失敗すれば命が危ない、「逃げてもいい」と逃げる理由も与えた。それでも、いつもと同じ浪花節の虎徹。主張は全くブレません。

もしかしたらバーナビーは虎徹を試す気持ちもあったのかな? 虎徹の答えに「古臭い」と言いつつ、口元がゆるむバーナビー。

表情は見えないけど、たぶん苦笑い。相変わらずだなって。でもかすかにうれしい気持ちもあったと思いたい。

刻々と過ぎる時間の中、なんとかあと1本線を切ればいいところまで処理をすすめるバーナビー。

しかしそこにはトラップ。上か下か。もしも間違った方を切れば失敗。迷うバーナビー。

虎徹:上切れ、上
バーナビー:根拠は?
虎徹:じゃあ、下
バーナビー:カンで言わないでください!
虎徹:俺のカンは当たるんだよ!!
バーナビー:巻き添えは御免です!!

セオリーで考えても上を切るか下を切るか判断がつかないバーナビーに

虎徹:おい、上だ!!

と言い出す虎徹。ハンドレッドパワーを発動した虎徹を見て、瞬時にその意図を悟るバーナビー。

時間切れギリギリで、なんとか事件解決へ。

虎徹は「カン」と言うより、正確にいうと「経験に基づく判断」だと思いますね。「上切れ、上」は根拠のないカンだと思うけど(笑)。

できるだけ犠牲を少なくして爆弾を処理する解決策は、何も「爆発物の解体」だけではないってことです。

今やるべきことは、市民と自分達の命を守ること。それさえはずさなければ、どんな方法で解決してもいい。

バーナビーが学んできた正攻法の技術は、たしかに役に立つけどいわゆる「頭でっかち」な側面もあります。

例えば、資格試験のテスト問題なら、解答を導き出すために必要な情報は全て提示されています。

でも実践ではそうはいかない。
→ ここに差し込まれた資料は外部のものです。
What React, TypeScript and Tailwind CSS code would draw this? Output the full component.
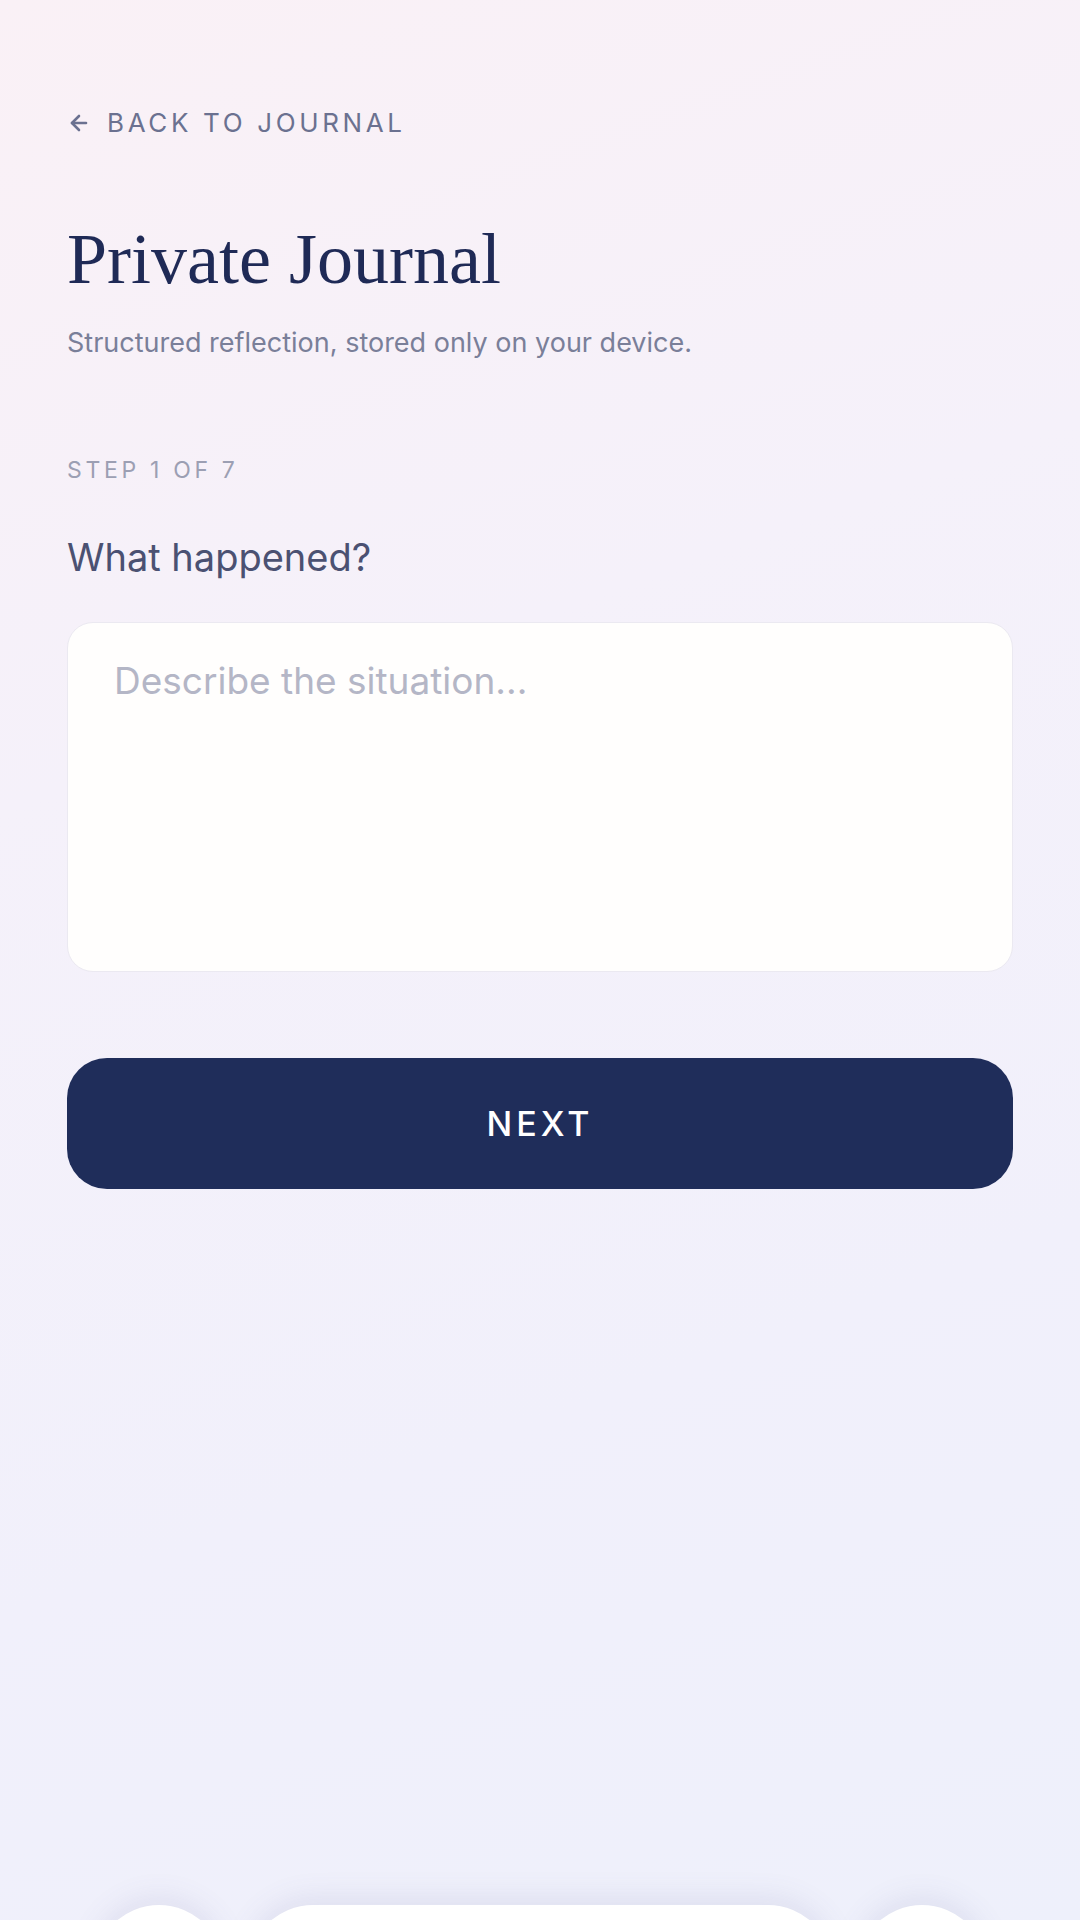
import { ArrowLeft } from 'lucide-react';

const sans = "font-['Inter','Noto_Sans',sans-serif]";

export default function App() {
  return (
    <div
      className={`relative min-h-[1920px] w-full overflow-hidden bg-[linear-gradient(160deg,#faf1f6_0%,#f5f1fa_35%,#f1f0fb_70%,#eef0fb_100%)] ${sans}`}
    >
      <main className="flex flex-col px-[67px] pt-[110px]">
        {/* Back link */}
        <a href="#" className="flex items-center gap-[16px] text-[#6b7190]">
          <ArrowLeft size={24} strokeWidth={2.6} />
          <span className="text-[26px] leading-none tracking-[0.14em]">BACK TO JOURNAL</span>
        </a>

        <h1 className="mt-[87px] font-['Liberation_Serif','Times_New_Roman',serif] text-[72px] leading-none text-[#1f2a56]">
          Private Journal
        </h1>
        <p className="mt-[34px] text-[27px] leading-none text-[#7a7f99]">
          Structured reflection, stored only on your device.
        </p>

        <div className="mt-[103px] text-[23px] leading-none tracking-[0.16em] text-[#9c9fb3]">STEP 1 OF 7</div>

        <label className="mt-[56px] text-[38px] leading-none text-[#4b5172]">What happened?</label>

        <textarea
          placeholder="Describe the situation..."
          className="mt-[46px] h-[350px] w-full resize-none rounded-[26px] border border-[#ebe9f1] bg-[#fffefd] px-[46px] pt-[32px] text-[37px] leading-[1.4] text-[#3b4060] outline-none placeholder:text-[#b4b6c6]"
        />

        <button className="mt-[86px] flex h-[131px] w-full items-center justify-center rounded-[40px] bg-[#1f2d5a] text-[34px] font-medium tracking-[0.12em] text-white">
          NEXT
        </button>
      </main>

      {/* Floating bottom nav, mostly below the fold */}
      <nav className="absolute left-0 right-0 top-[1905px] flex justify-center gap-6">
        <div className="h-[130px] w-[130px] rounded-full bg-white shadow-[0_-6px_30px_rgba(90,90,150,0.12)]" />
        <div className="h-[130px] w-[585px] rounded-full bg-white shadow-[0_-6px_30px_rgba(90,90,150,0.12)]" />
        <div className="h-[130px] w-[130px] rounded-full bg-white shadow-[0_-6px_30px_rgba(90,90,150,0.12)]" />
      </nav>
    </div>
  );
}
必要な情報や道具が足りない事も珍しくない。決められた手順が使えない事も。

それを補うのが経験。

バーナビーがデータや知識に頼るのは間違いではありません。まだ経験がないのに、カンに頼って仕事をするのは無茶です。

虎徹には10年のヒーロー経験があるので、ある程度は蓄積した経験によるカンに頼っても大丈夫。セオリー無視でも結果が出せればいい世界ですから。
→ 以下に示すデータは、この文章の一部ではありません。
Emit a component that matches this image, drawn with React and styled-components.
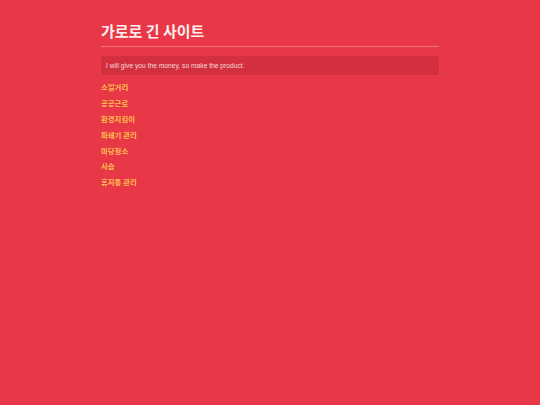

多少のミスはハンドレッドパワーで補ってしまうから、慣れで仕事してる面もあるのでしょうが。

バーナビーに「おい上だ!!」の意味がすぐに通じた事、自分達は似ているところもある。バーナビーに親しみを感じる虎徹。

バーナビーはそんな虎徹の気持ちを全面否定。おじさんと馴れ合うのは嫌なようです(笑)。そんなバーナビーに

虎徹:ほんっと、お前かわいくないな! ウサギのくせに
バーナビー:はぁ?

はい、おじさん気を許しすぎ。バニーのツン発動。コント開始。

バーナビー:だいたいあなたは詰めが甘いんですよ。天井を破るなんて短絡的すぎる
虎徹:どう考えても爆弾蹴る方がおかしいだろ。爆発したらどうすんだよ!?
バーナビー:頭が固いな、おじさんは
虎徹:何ー!!??

まだガチガチのセオリーどおりにしか動けないバニーちゃんに「頭が固い」とか言われたくないですよねー。
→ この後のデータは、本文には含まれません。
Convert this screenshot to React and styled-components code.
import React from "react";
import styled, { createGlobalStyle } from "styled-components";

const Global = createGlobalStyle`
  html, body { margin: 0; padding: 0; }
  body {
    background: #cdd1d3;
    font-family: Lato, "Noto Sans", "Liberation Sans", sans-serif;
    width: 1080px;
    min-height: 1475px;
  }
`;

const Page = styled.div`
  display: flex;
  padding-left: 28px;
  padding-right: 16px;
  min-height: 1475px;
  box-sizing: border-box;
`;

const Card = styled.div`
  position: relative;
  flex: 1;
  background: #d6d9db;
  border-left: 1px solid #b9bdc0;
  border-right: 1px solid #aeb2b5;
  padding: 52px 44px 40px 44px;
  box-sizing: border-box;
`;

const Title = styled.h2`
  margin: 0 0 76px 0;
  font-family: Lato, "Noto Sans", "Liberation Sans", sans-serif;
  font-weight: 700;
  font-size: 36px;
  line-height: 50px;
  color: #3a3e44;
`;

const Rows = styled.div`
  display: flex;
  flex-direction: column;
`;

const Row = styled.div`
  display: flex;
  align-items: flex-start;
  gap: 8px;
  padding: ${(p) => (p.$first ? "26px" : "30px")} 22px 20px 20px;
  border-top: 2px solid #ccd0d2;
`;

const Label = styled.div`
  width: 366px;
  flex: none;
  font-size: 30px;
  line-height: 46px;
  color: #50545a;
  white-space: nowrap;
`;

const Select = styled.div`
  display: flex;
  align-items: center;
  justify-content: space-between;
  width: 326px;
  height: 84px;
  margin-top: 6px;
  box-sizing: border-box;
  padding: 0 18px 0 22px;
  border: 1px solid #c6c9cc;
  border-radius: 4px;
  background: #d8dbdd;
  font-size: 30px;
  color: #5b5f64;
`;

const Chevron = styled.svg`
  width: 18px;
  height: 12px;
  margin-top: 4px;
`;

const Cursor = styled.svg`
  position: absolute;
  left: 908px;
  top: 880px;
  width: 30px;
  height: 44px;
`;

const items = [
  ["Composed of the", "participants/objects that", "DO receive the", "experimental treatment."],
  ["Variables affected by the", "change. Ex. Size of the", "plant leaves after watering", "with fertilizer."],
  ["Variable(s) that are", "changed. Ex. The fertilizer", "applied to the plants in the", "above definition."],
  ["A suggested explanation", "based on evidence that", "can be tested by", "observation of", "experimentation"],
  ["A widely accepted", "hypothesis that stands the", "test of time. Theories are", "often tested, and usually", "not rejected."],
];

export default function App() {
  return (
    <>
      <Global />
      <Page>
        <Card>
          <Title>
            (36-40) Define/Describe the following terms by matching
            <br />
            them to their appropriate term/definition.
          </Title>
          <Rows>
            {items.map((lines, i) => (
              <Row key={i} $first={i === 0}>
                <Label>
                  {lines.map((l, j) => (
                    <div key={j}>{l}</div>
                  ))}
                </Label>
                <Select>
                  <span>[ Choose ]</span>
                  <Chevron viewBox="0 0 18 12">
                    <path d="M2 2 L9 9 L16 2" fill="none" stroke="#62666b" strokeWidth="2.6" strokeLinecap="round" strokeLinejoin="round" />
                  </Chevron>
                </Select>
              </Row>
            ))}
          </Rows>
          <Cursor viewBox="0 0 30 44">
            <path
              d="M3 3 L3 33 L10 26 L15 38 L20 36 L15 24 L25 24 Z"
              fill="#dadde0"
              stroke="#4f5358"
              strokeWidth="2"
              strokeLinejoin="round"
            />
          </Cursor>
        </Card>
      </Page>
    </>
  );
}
おじさんの詰めが甘いという点には同意。どうしてここまでバニーちゃんと距離を詰めておきながら、共感や尊敬の念を引き出せないのか?

おじさんは自分プロデュースが下手すぎます。

仕事が終わって、アントニオ(ロックバイソン)とバーで飲む虎徹。この二人やっぱり仲良しさん。

そこに流れる、ヒーローTVでのバーナビーの密着ドキュメント。そしてアニエスの指示通りに虎徹が言わされたコメント。

虎徹:えっ、バーナビー君? 最高のパートナーですよ
   こう見えて俺達、結構似てるところがあるんです

言わされてる感満載でしたが「特にない」よりはずっといいですね(笑)。

「正義の壊し屋」と言われるほど「市民を守る」という目的のためには、解決方法が大雑把なワイルドタイガー。

悪い人じゃないし、仕事もそこそこできるけど、「あの人はちょっと…ゴニョゴニョ」と言われそうなタイプですね。

能力がハンドレッドパワーだから、細かい事を気にしなくても仕事はそこそこやれるのが問題なのかも。仕事も10年目でなあなあ気味。

誤解されやすいタイプですね。

バニーちゃんはそこそこコミュニケーション能力ありそうだけど、むしろハンサムというスペックで得してるタイプ。

ロイズさんとの会話とか見てると、普通に新人さんという印象です。計算高くて、裏表あるし。

でも爆弾を蹴ったり、意外と大雑把なハンドレッドパワー頼みの行動が出てくるのは、やっぱり虎徹と似た者同士なんですね。

全く同じじゃないけれど、似ているところもある。これってけっこう仲のいい友人の条件という気がしますね。